WOODRUFF v. COATE
Supreme Court of Washington (1938)
Facts
- Christian Guler and his wife owned land in Klickitat County, Washington.
- After Mrs. Guler's death, Mr. Guler leased the land to Mt.
- Adams Lumber Company without his daughter's knowledge.
- Ralph E. Woodruff, the plaintiff, was the president and a major stockholder of the lumber company.
- Following Mr. Guler's death in 1935, his estate was distributed to his sole heir, Margaretha A. Coate, the defendant.
- In 1936, Woodruff and Coate signed a writing regarding the sale of land, but it lacked essential details, such as the identification of the property and the parties involved.
- The plaintiff later filed a lawsuit seeking specific performance of the agreement, claiming he had relied on it, made improvements to the property, and offered partial payment.
- The defendant denied the claim, contending that the writing did not constitute a binding contract and referenced a prior unlawful detainer action where the court ruled against the lumber company.
- The trial court dismissed Woodruff's action, and he appealed the decision.
Issue
- The issue was whether the writing signed by Woodruff and Coate constituted a binding contract enforceable by specific performance.
Holding — Beals, J.
- The Supreme Court of Washington held that the writing was insufficient to support an action for specific performance because it did not clearly indicate an agreement to buy or sell and lacked essential details.
Rule
- A contract is unenforceable for specific performance if it lacks essential details such as the identity of the parties and the property involved.
Reasoning
- The court reasoned that the writing dated July 16, 1936, was ambiguous and did not establish clear terms necessary for a binding contract.
- It found that the agreement did not specify who the owner was or what property was to be conveyed.
- Furthermore, the court noted that the issue of specific performance had already been determined in a prior case involving the same parties, where the plaintiff's corporation sought to enforce the same contract.
- The court ruled that this prior judgment was res judicata, barring Woodruff from relitigating the same issues.
- Since the previous action had determined the rights of the parties conclusively, the court affirmed the dismissal of the current action with prejudice.
Deep Dive: How the Court Reached Its Decision
Specific Performance Requirements
The court reasoned that for a contract to be enforceable through specific performance, it must contain clear and definitive terms that establish the mutual obligations of the parties involved. In this case, the writing dated July 16, 1936, was deemed ambiguous, as it lacked essential details such as the identification of the property to be sold and the parties involved in the transaction. Without these crucial elements, the court found that there was no binding agreement to either buy or sell the property in question. The absence of clarity regarding the owner and the specific real estate meant that the contract did not meet the legal requirements necessary for enforcement through specific performance. Thus, the court concluded that a contract must be sufficiently certain in its terms to warrant a decree of specific performance.

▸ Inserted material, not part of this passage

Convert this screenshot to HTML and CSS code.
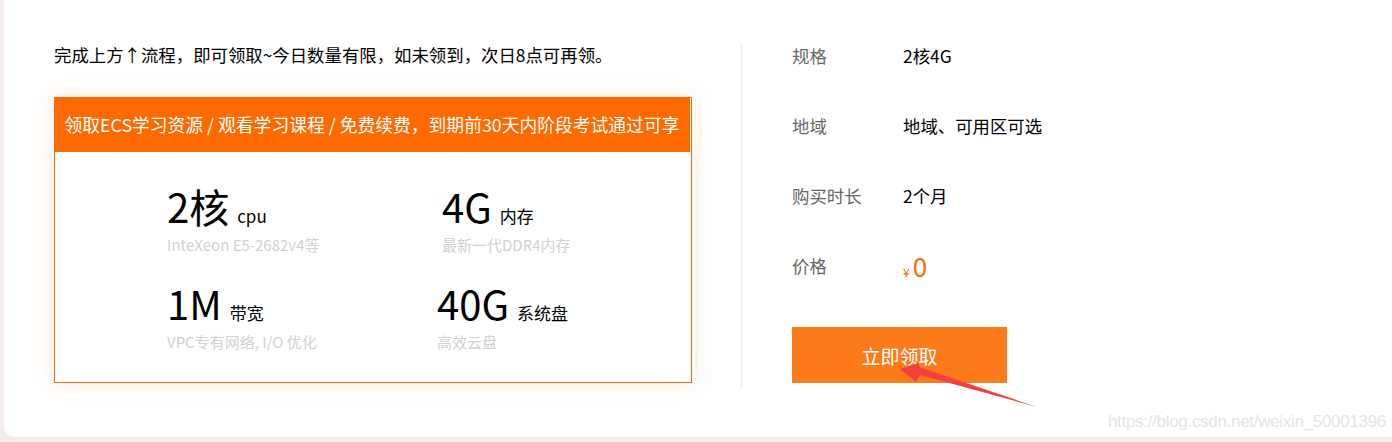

Res Judicata and Prior Judgment
The court also addressed the principle of res judicata, which prevents parties from relitigating issues that have already been conclusively determined by a competent court. It noted that the same parties had previously been involved in an unlawful detainer action where the lumber company, represented by Woodruff, sought to enforce the same writing in question. The court found that the prior judgment, which dismissed the corporation's cross-complaint regarding the specific performance of the contract, effectively settled the issues of ownership and contract enforceability. Since the judgment was made on the merits and was not appealed, it barred Woodruff from contesting the same issues again as an individual. This established that the outcome of the previous case was binding on Woodruff, reinforcing the dismissal of his current action.
Implications of Corporate Representation
The court emphasized the role of corporate representation in legal actions, noting that Woodruff, as the president of Mt. Adams Lumber Company, acted on behalf of the corporation in the prior case. The court highlighted that Woodruff had taken an active role in the prior litigation, including the preparation and verification of pleadings that asserted the same claims he later sought to pursue individually. This connection demonstrated that Woodruff's interests were aligned with those of the corporation, and thus, the corporation's unsuccessful attempt to enforce the contract bound him in his personal capacity. The judgment from the unlawful detainer action therefore had a direct impact on Woodruff's ability to initiate a new suit based on the same contractual claims.
Lack of Possession and Improvements
Additionally, the court considered Woodruff's claims regarding the possession of the property and the improvements made thereon. Woodruff asserted that he had taken possession of the land and made valuable improvements based on the written agreement with Coate. However, the court found that the writing did not confer the necessary rights to establish Woodruff's claim of possession or justify the improvements he made. The argument that he relied on the agreement to take possession failed to hold weight, as the court had already determined that the agreement itself was void of enforceable terms. Thus, the court concluded that Woodruff's actions could not remedy the deficiencies in the contract, reinforcing the overall dismissal of his suit.
Conclusion on Dismissal
In conclusion, the court affirmed the trial court's decision to dismiss Woodruff's action for specific performance with prejudice. It upheld the findings that the writing lacked the necessary clarity and completeness to constitute a binding contract. Furthermore, the principle of res judicata barred Woodruff from relitigating the same issues that had already been adjudicated in the earlier unlawful detainer action. By establishing that the prior judgment was conclusive and that the current claims were insufficiently supported, the court confirmed that Woodruff could not succeed in his attempt to enforce the agreement against Coate. As such, the dismissal was deemed appropriate and justified under the circumstances.